July 06, 2012
What happened to the ring of dust circling TYC 8241 2652 in the constellation Centaurus?
A recent press release expresses surprise and confusion about the absence of a stellar dust ring that seems to have vanished without a trace. What is most surprising to astronomers is that the ring performed this disappearance in a way contrary to any expectations. If dust clouds are to go missing from observations, they should do so in an orderly fashion.
A dusty ring around the relatively nondescript star was observed for the first time in 1983 by the Infrared Astronomical Satellite (IRAS). IRAS looked at the sky in infrared wavelengths of 12, 25, 60, and 100 microns. This means that it was sensitive to both mid and far-infrared frequencies. As the temperature of an object cools, it glows in longer infrared wavelengths, so some infrared wavelengths are better suited for seeing certain objects.
At the 5 to 40 micron range (mid-infrared) planets, asteroids, comets, and dust “warmed by starlight” is visible. Those light frequencies correspond to temperatures of minus 173 Celsius to approximately 460 Celsius. In the case of TYC 8241 2652, the dust was measured to be about 180 Celsius.

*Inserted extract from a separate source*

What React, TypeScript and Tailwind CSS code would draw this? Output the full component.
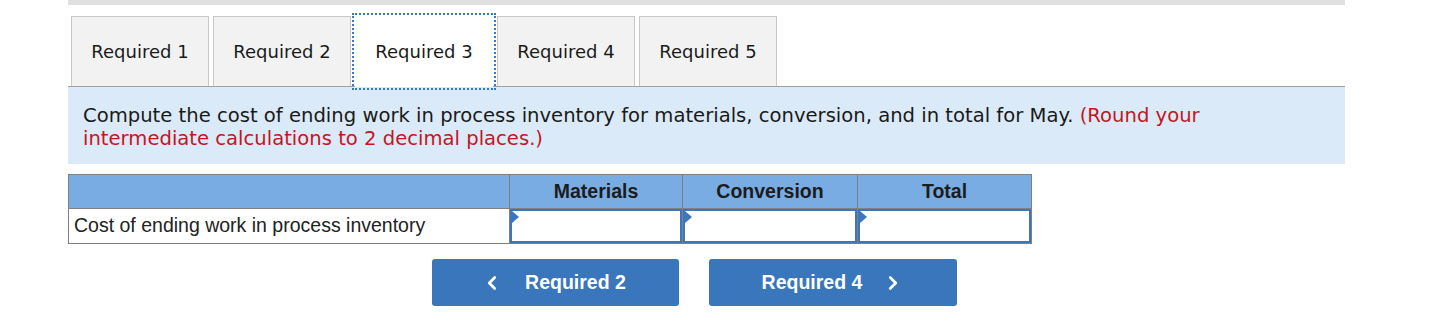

What is puzzling the astronomers is that observations by other instruments can now detect no dust around the star. Ben Zuckerman of UCLA said: “The dust disappearance at TYC 8241 2652 was so bizarre and so quick, initially I figured that our observations must simply be wrong in some strange way.”
What is wrong is not the observations.
There are major assumptions involving observational data. In order for observations to make sense, they must exist within the framework of a theory. A “theory” is simply an assumption or a presupposition. In the Electric Universe, for example, there is an assumption that electricity flows through space, and that plasma is the dominant form of matter.
In the case of the missing dust, the assumption is that the material was heated by thermal energy transmitted from the stellar atmosphere, as well as by collisions between some putative proto-planets. Since the glow from that heated dust is now invisible to infrared detectors, the ring structure must have vanished.
As the press release states, the two solutions proposed by astronomers are not satisfying, even to them. One is that the dust was drawn into the star. Another is that the dust was battered into such small pieces that it became transparent to the detectors on NASA’s Wide-field Infrared Survey Explorer (WISE). Both scenarios should take much longer than the reported two year timespan.
In an Electric Universe, stars are not the thermonuclear fusion engines that consensus theories assume. Rather, plasma and magnetic fields form electric stars through enormous, diffuse Birkeland currents. Such structures prevent plasma from dispersing inside their light-years long helical coils. When the electric current density inside the filaments gets high enough, the plasma that carries the current begins to glow and to “pinch” into plasmoids that eventually become stars.
This means that what occurs near stars must be considered electrically, and not simply on the basis of heat, light, and kinetic events, alone.
When plasma moves through a dust or gas, the cloud becomes ionized and electric charges flow. The currents generate magnetic fields that confine themselves into coherent filaments. Charged particles that compose the currents spiral along the magnetic fields, appearing as electrical vortices.
Around the loci of stellar z-pinches, toroidal plasmoids can get “pumped” with energy. Excess input power might push them into a “glow mode” discharge. In other words, the dusty plasma ring around TYC 8241 2652 was probably electrically energized, and not just heated up by stellar radiation.
Electric stars aren’t begotten in nebular clouds, their progenitor is charge separation. Everything we see in the Universe is ionized to some degree, therefore it is plasma. According to Electric Universe theory, the definition of “plasma” is not the conventional one of “ionized gas.” It is that confused apprehension of plasma that falls back on ideas about gas behavior and thermal effects. Gravity, density, compression, and mechanical phenomena give way to plasma physics.
It is the capacitive, resistive, and inductive electrical environment in and around stars that causes the materials to change in brightness. Therefore, the plasma torus generated by TYC 8241 2652 is most likely no longer energetic enough to be visible to our instruments. It is possible that the falloff of electric power caused the ring to switch off.